Posted by jonathanfryer on Thursday, 1st July, 2010

This evening I chaired  a book-launch, hosted by the Council for Arab-British Understanding, Arab Media Watch and Independent Jewish Voices, at the Arab-British Chamber of Commerce in Mayfair. In the hotseat was my SOAS colleague Gilbert Achcar, Professor of Development Studies and International Relations, but perhaps better known for his books, including The Clash of Barbarisms: The Making of the New World Disorder and Perilous Power: The Middle East and U.S. Foreign Policy (with Noam Chomsky). His latest work is the provocatively-titled The Arabs and The Holocaust (Saqi, £25), which is a very thorough, challenging and thought-provoking study of the Arab-Israeli War of Narratives from the birth of Zionism to the present day.
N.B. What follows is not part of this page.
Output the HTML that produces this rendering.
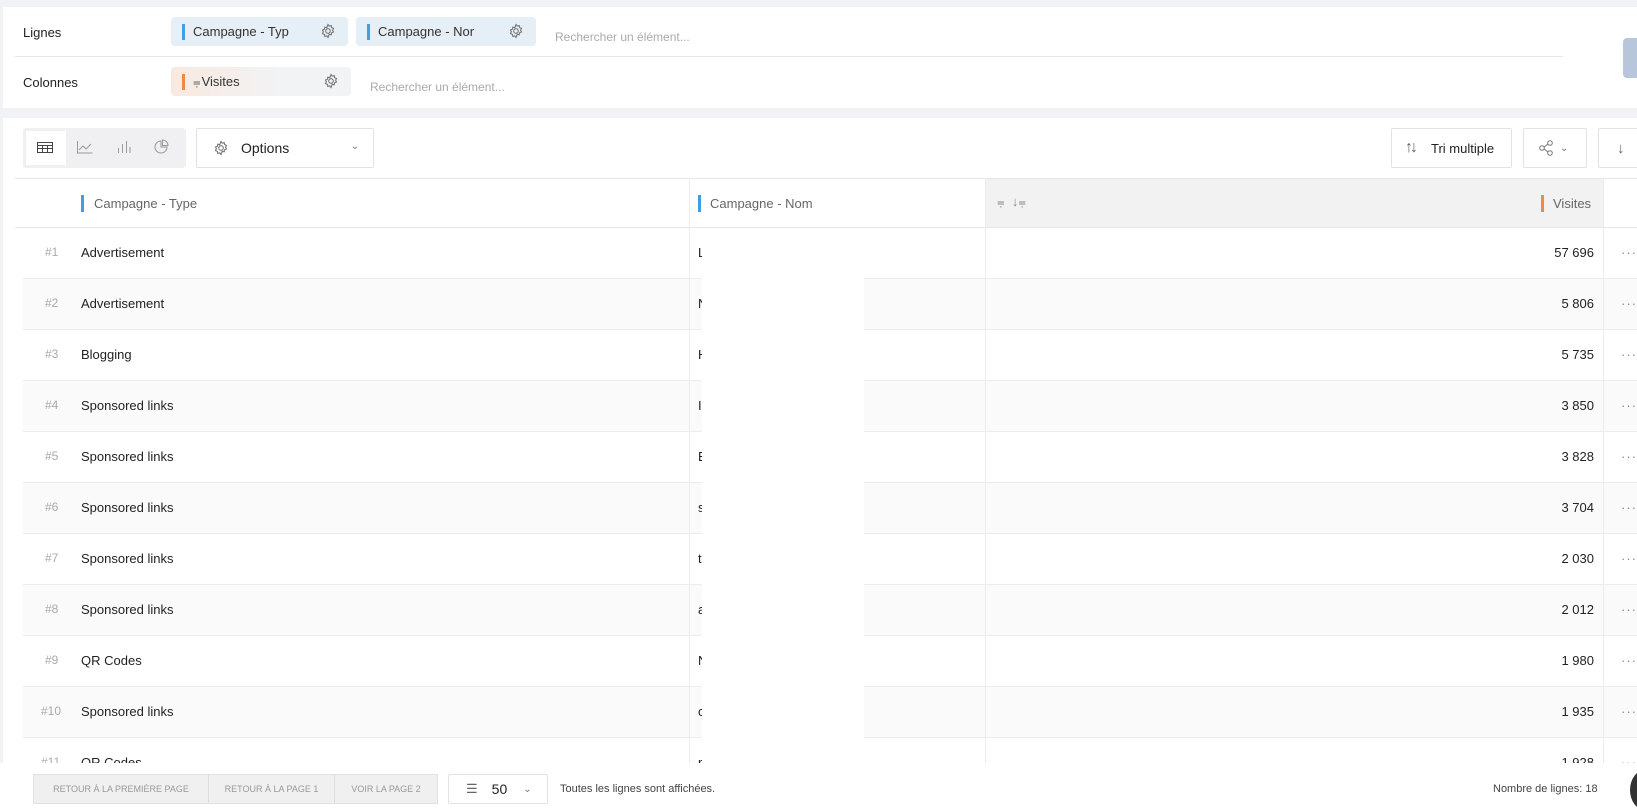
<!DOCTYPE html><html><head><meta charset="utf-8"><style>
*{box-sizing:border-box;margin:0;padding:0}
body{width:1637px;height:809px;overflow:hidden;background:#fff;font-family:"Liberation Sans",sans-serif;font-size:13px;color:#222;position:relative}
.abs{position:absolute}
.chip{position:absolute;border-radius:4px;height:29px;display:flex;align-items:center;padding-left:11px;font-size:13px;color:#333}
.chip .bar{width:3px;height:16px;margin-right:8px}
.gear{position:absolute;right:12px;top:6px;width:16px;height:16px}
.ph{position:absolute;color:#aaa;font-size:12px}
.btn{position:absolute;border:1px solid #e2e2e2;background:#fff;border-radius:2px;display:flex;align-items:center}
.row{position:absolute;left:23px;width:1614px;height:51px;border-bottom:1px solid #ececec}
.row span{position:absolute;top:17px}
.num{left:22px;color:#aaa;font-size:12px}
.typ{left:58px}
.val{right:43px;width:100px;text-align:right}
.dots{left:1598px;color:#888;letter-spacing:1px}
.vl{position:absolute;top:178px;width:1px;height:600px;background:#ececec}
</style></head><body>
<div class="abs" style="left:0;top:0;width:1637px;height:7px;background:#f1f2f6"></div>
<div class="abs" style="left:0;top:0;width:3px;height:809px;background:#f1f2f6"></div>
<div class="abs" style="left:23px;top:25px">Lignes</div>
<div class="chip" style="left:171px;top:17px;width:177px;background:#e6eef6"><div class="bar" style="background:#3ea0e0"></div>Campagne - Typ
<svg class="gear" viewBox="0 0 16 16" fill="none" stroke="#777" stroke-width="1.1"><circle cx="8" cy="8" r="2.3"/><path d="M8 1.5l1.2 1.6 2-.5.4 2 1.9.8-.9 1.8.9 1.8-1.9.8-.4 2-2-.5L8 14.5l-1.2-1.6-2 .5-.4-2-1.9-.8.9-1.8-.9-1.8 1.9-.8.4-2 2 .5z"/></svg></div>
<div class="chip" style="left:356px;top:17px;width:180px;background:#e6eef6"><div class="bar" style="background:#3ea0e0"></div>Campagne - Nor
<svg class="gear" viewBox="0 0 16 16" fill="none" stroke="#777" stroke-width="1.1"><circle cx="8" cy="8" r="2.3"/><path d="M8 1.5l1.2 1.6 2-.5.4 2 1.9.8-.9 1.8.9 1.8-1.9.8-.4 2-2-.5L8 14.5l-1.2-1.6-2 .5-.4-2-1.9-.8.9-1.8-.9-1.8 1.9-.8.4-2 2 .5z"/></svg></div>
<div class="ph" style="left:555px;top:30px">Rechercher un élément...</div>
<div class="abs" style="left:15px;top:56px;width:1548px;height:1px;background:#e6e6e6"></div>
<div class="abs" style="left:23px;top:75px">Colonnes</div>
<div class="chip" style="left:171px;top:67px;width:180px;background:linear-gradient(90deg,#f8e9e0,#f2f3f5 60%)"><div class="bar" style="background:#f08a40"></div><span style="color:#666;margin-right:1px">⩦</span>Visites
<svg class="gear" viewBox="0 0 16 16" fill="none" stroke="#777" stroke-width="1.1"><circle cx="8" cy="8" r="2.3"/><path d="M8 1.5l1.2 1.6 2-.5.4 2 1.9.8-.9 1.8.9 1.8-1.9.8-.4 2-2-.5L8 14.5l-1.2-1.6-2 .5-.4-2-1.9-.8.9-1.8-.9-1.8 1.9-.8.4-2 2 .5z"/></svg></div>
<div class="ph" style="left:370px;top:80px">Rechercher un élément...</div>
<div class="abs" style="left:1623px;top:38px;width:20px;height:40px;background:#b8c6dc;border-radius:4px"></div>
<div class="abs" style="left:0;top:108px;width:1637px;height:10px;background:#f1f2f6"></div>
<div class="abs" style="left:23px;top:128px;width:163px;height:40px;background:#f0f0f2;border-radius:3px"></div>
<div class="abs" style="left:26px;top:131px;width:40px;height:34px;background:#fff"></div>
<svg class="abs" style="left:36px;top:140px" width="18" height="14" viewBox="0 0 18 14" fill="none" stroke="#444"><rect x="1.5" y="2.5" width="15" height="10"/><path d="M1.5 5.5h15M1.5 8.5h15M6.5 5.5v7M11.5 5.5v7"/></svg>
<svg class="abs" style="left:76px;top:140px" width="18" height="14" viewBox="0 0 18 14" fill="none" stroke="#999"><path d="M1.5 1v12h15M3 10l4-4 3 3 5-5"/></svg>
<svg class="abs" style="left:116px;top:140px" width="16" height="14" viewBox="0 0 16 14" fill="none" stroke="#999"><path d="M2.5 13V8M6.5 13V4M10.5 13V1M14 13V7"/></svg>
<svg class="abs" style="left:153px;top:139px" width="16" height="16" viewBox="0 0 16 16" fill="none" stroke="#999"><path d="M8 2a6 6 0 1 0 6 6H8z"/><path d="M9.5 1a5.5 5.5 0 0 1 5.5 5.5H9.5z"/></svg>
<div class="btn" style="left:196px;top:128px;width:178px;height:40px;padding-left:16px"><svg width="16" height="16" viewBox="0 0 16 16" fill="none" stroke="#777" stroke-width="1.1"><circle cx="8" cy="8" r="2.3"/><path d="M8 1.5l1.2 1.6 2-.5.4 2 1.9.8-.9 1.8.9 1.8-1.9.8-.4 2-2-.5L8 14.5l-1.2-1.6-2 .5-.4-2-1.9-.8.9-1.8-.9-1.8 1.9-.8.4-2 2 .5z"/></svg><span style="margin-left:12px;font-size:14px">Options</span><span style="position:absolute;right:14px;top:12px;color:#777;font-size:10px">⌄</span></div>
<div class="btn" style="left:1391px;top:128px;width:121px;height:40px;padding-left:13px"><span style="color:#666;font-size:16px;letter-spacing:-3px">↑↓</span><span style="margin-left:16px">Tri multiple</span></div>
<div class="btn" style="left:1523px;top:128px;width:64px;height:40px;padding-left:14px"><svg width="18" height="16" viewBox="0 0 18 16" fill="none" stroke="#777"><circle cx="4" cy="8" r="2.3"/><circle cx="12" cy="3" r="2.3"/><circle cx="12" cy="13" r="2.3"/><path d="M6 7l4-3M6 9l4 3"/></svg><span style="margin-left:4px;color:#777;font-size:10px">⌄</span></div>
<div class="btn" style="left:1598px;top:128px;width:50px;height:40px;padding-left:18px;color:#666;font-size:15px">↓</div>
<div class="abs" style="left:985px;top:178px;width:618px;height:50px;background:#f2f2f2"></div>
<div class="abs" style="left:15px;top:178px;width:1622px;height:1px;background:#e6e6e6"></div>
<div class="abs" style="left:15px;top:227px;width:1622px;height:1px;background:#e6e6e6"></div>
<div class="abs" style="left:81px;top:195px;width:3px;height:17px;background:#3ea0e0"></div>
<div class="abs" style="left:94px;top:196px;color:#666">Campagne - Type</div>
<div class="abs" style="left:698px;top:195px;width:3px;height:17px;background:#3ea0e0"></div>
<div class="abs" style="left:710px;top:196px;color:#666">Campagne - Nom</div>
<div class="abs" style="left:997px;top:194px;color:#888;font-size:13px">⩦ &nbsp;↓⩦</div>
<div class="abs" style="left:1541px;top:195px;width:3px;height:17px;background:#f08a40"></div>
<div class="abs" style="left:1553px;top:196px;color:#666">Visites</div>
<div class="row" style="top:228px;background:#fff"><span class="num">#1</span><span class="typ">Advertisement</span><span style="left:675px">L</span><span class="val">57 696</span><span class="dots">···</span></div>
<div class="row" style="top:279px;background:#fafafa"><span class="num">#2</span><span class="typ">Advertisement</span><span style="left:675px">N</span><span class="val">5 806</span><span class="dots">···</span></div>
<div class="row" style="top:330px;background:#fff"><span class="num">#3</span><span class="typ">Blogging</span><span style="left:675px">H</span><span class="val">5 735</span><span class="dots">···</span></div>
<div class="row" style="top:381px;background:#fafafa"><span class="num">#4</span><span class="typ">Sponsored links</span><span style="left:675px">I</span><span class="val">3 850</span><span class="dots">···</span></div>
<div class="row" style="top:432px;background:#fff"><span class="num">#5</span><span class="typ">Sponsored links</span><span style="left:675px">E</span><span class="val">3 828</span><span class="dots">···</span></div>
<div class="row" style="top:483px;background:#fafafa"><span class="num">#6</span><span class="typ">Sponsored links</span><span style="left:675px">s</span><span class="val">3 704</span><span class="dots">···</span></div>
<div class="row" style="top:534px;background:#fff"><span class="num">#7</span><span class="typ">Sponsored links</span><span style="left:675px">t</span><span class="val">2 030</span><span class="dots">···</span></div>
<div class="row" style="top:585px;background:#fafafa"><span class="num">#8</span><span class="typ">Sponsored links</span><span style="left:675px">a</span><span class="val">2 012</span><span class="dots">···</span></div>
<div class="row" style="top:636px;background:#fff"><span class="num">#9</span><span class="typ">QR Codes</span><span style="left:675px">N</span><span class="val">1 980</span><span class="dots">···</span></div>
<div class="row" style="top:687px;background:#fafafa"><span class="num" style="left:18px">#10</span><span class="typ">Sponsored links</span><span style="left:675px">c</span><span class="val">1 935</span><span class="dots">···</span></div>
<div class="row" style="top:738px;background:#fff"><span class="num" style="left:18px">#11</span><span class="typ">QR Codes</span><span style="left:675px">r</span><span class="val">1 928</span><span class="dots">···</span></div>
<div class="vl" style="left:689px"></div><div class="vl" style="left:985px"></div><div class="vl" style="left:1603px"></div>
<div class="abs" style="left:702px;top:228px;width:162px;height:540px;background:#fff"></div>
<div class="abs" style="left:0;top:763px;width:1637px;height:46px;background:#fff"></div>
<div class="abs" style="left:33px;top:774px;width:405px;height:30px;background:#f0f0f0;border:1px solid #e0e0e0;display:flex;align-items:center;font-size:9px;color:#999;white-space:nowrap">
<span style="width:175px;text-align:center;border-right:1px solid #ddd;line-height:28px">RETOUR À LA PREMIÈRE PAGE</span><span style="width:126px;text-align:center;border-right:1px solid #ddd;line-height:28px">RETOUR À LA PAGE 1</span><span style="flex:1;text-align:center;line-height:28px">VOIR LA PAGE 2</span></div>
<div class="btn" style="left:448px;top:774px;width:100px;height:30px;padding-left:17px"><span style="color:#666">☰</span><span style="margin-left:14px;font-size:14px">50</span><span style="margin-left:16px;color:#777;font-size:10px">⌄</span></div>
<div class="abs" style="left:560px;top:783px;font-size:11px;color:#444">Toutes les lignes sont affichées.</div>
<div class="abs" style="left:1493px;top:783px;font-size:11px;color:#444">Nombre de lignes: 18</div>
<div class="abs" style="left:1630px;top:770px;width:30px;height:40px;border-radius:50%;background:#333"></div>
</body></html>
The book is remarkably even-handed in the way that it looks both at the Holocaust or Jewish genocide as well as the Naqba or ‘catastrophe’ of the Palestinian expulsions of 1948 and beyond objectively. That very even-handedness, as well as the author’s scrupulous use of a fascinating range of both primary and secondary sources, has won plaudits for the book from many progressive Jewish as well as Arab scholars. Indeed, Brian Krug, Senior Research Fellow in Philosophy at St Benet’s Hall, Oxford, and founder member of the Jewish Forum for Justice and Human Rights as well as of Independent Jewish Voices — gave a well-prepared and enthusiastic citique of the book as an introduction to Gilbert’s talk. I am pleased to say that the event was heavily over-subscibed and a good number of copies of the book were sold and signed.